(Records contained in a dataset)
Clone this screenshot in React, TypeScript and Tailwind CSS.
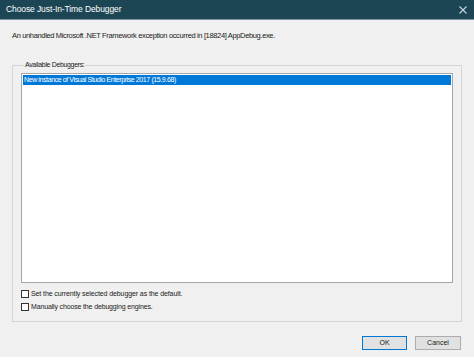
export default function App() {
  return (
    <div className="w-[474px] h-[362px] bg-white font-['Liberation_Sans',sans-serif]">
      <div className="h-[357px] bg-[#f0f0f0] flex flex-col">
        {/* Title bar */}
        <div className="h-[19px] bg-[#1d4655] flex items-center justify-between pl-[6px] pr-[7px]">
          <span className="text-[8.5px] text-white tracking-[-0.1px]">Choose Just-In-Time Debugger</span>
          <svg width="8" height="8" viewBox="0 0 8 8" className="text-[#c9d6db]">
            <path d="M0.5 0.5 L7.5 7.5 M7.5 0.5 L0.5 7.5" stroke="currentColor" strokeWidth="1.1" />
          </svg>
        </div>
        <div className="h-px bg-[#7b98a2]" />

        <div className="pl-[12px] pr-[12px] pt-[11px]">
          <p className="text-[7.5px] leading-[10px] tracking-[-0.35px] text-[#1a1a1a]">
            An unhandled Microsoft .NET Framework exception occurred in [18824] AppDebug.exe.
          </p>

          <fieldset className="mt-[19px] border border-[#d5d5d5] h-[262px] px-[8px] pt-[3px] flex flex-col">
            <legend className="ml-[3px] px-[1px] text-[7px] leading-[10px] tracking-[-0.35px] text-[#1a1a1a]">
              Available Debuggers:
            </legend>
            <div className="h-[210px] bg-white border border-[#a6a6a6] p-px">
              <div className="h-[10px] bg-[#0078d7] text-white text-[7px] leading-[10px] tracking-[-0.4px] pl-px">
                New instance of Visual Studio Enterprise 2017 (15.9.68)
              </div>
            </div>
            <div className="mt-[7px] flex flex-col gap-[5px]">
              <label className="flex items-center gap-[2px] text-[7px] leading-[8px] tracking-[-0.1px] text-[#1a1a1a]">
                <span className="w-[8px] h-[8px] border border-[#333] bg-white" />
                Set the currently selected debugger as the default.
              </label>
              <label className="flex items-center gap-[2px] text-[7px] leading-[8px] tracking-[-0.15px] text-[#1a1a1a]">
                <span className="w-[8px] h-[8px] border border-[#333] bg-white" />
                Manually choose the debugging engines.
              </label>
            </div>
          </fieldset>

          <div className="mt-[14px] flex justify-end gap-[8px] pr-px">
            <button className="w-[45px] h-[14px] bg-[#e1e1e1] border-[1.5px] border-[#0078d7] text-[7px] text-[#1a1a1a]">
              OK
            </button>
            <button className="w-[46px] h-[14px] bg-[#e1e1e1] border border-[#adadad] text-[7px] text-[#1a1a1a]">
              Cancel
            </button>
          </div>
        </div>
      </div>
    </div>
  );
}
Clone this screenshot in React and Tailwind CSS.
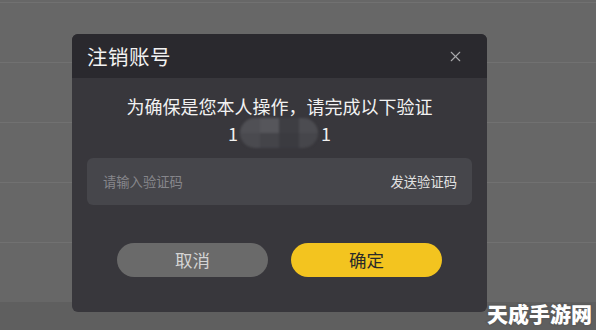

**Written instruction:** Copy the whole of the material above exactly, but not its images.

**Problem solution:**
Clone this screenshot in React, TypeScript and Tailwind CSS.
export default function App() {
  return (
    <div className="w-[474px] h-[362px] bg-white font-['Liberation_Sans',sans-serif]">
      <div className="h-[357px] bg-[#f0f0f0] flex flex-col">
        {/* Title bar */}
        <div className="h-[19px] bg-[#1d4655] flex items-center justify-between pl-[6px] pr-[7px]">
          <span className="text-[8.5px] text-white tracking-[-0.1px]">Choose Just-In-Time Debugger</span>
          <svg width="8" height="8" viewBox="0 0 8 8" className="text-[#c9d6db]">
            <path d="M0.5 0.5 L7.5 7.5 M7.5 0.5 L0.5 7.5" stroke="currentColor" strokeWidth="1.1" />
          </svg>
        </div>
        <div className="h-px bg-[#7b98a2]" />

        <div className="pl-[12px] pr-[12px] pt-[11px]">
          <p className="text-[7.5px] leading-[10px] tracking-[-0.35px] text-[#1a1a1a]">
            An unhandled Microsoft .NET Framework exception occurred in [18824] AppDebug.exe.
          </p>

          <fieldset className="mt-[19px] border border-[#d5d5d5] h-[262px] px-[8px] pt-[3px] flex flex-col">
            <legend className="ml-[3px] px-[1px] text-[7px] leading-[10px] tracking-[-0.35px] text-[#1a1a1a]">
              Available Debuggers:
            </legend>
            <div className="h-[210px] bg-white border border-[#a6a6a6] p-px">
              <div className="h-[10px] bg-[#0078d7] text-white text-[7px] leading-[10px] tracking-[-0.4px] pl-px">
                New instance of Visual Studio Enterprise 2017 (15.9.68)
              </div>
            </div>
            <div className="mt-[7px] flex flex-col gap-[5px]">
              <label className="flex items-center gap-[2px] text-[7px] leading-[8px] tracking-[-0.1px] text-[#1a1a1a]">
                <span className="w-[8px] h-[8px] border border-[#333] bg-white" />
                Set the currently selected debugger as the default.
              </label>
              <label className="flex items-center gap-[2px] text-[7px] leading-[8px] tracking-[-0.15px] text-[#1a1a1a]">
                <span className="w-[8px] h-[8px] border border-[#333] bg-white" />
                Manually choose the debugging engines.
              </label>
            </div>
          </fieldset>

          <div className="mt-[14px] flex justify-end gap-[8px] pr-px">
            <button className="w-[45px] h-[14px] bg-[#e1e1e1] border-[1.5px] border-[#0078d7] text-[7px] text-[#1a1a1a]">
              OK
            </button>
            <button className="w-[46px] h-[14px] bg-[#e1e1e1] border border-[#adadad] text-[7px] text-[#1a1a1a]">
              Cancel
            </button>
          </div>
        </div>
      </div>
    </div>
  );
}
Clone this screenshot in React and Tailwind CSS.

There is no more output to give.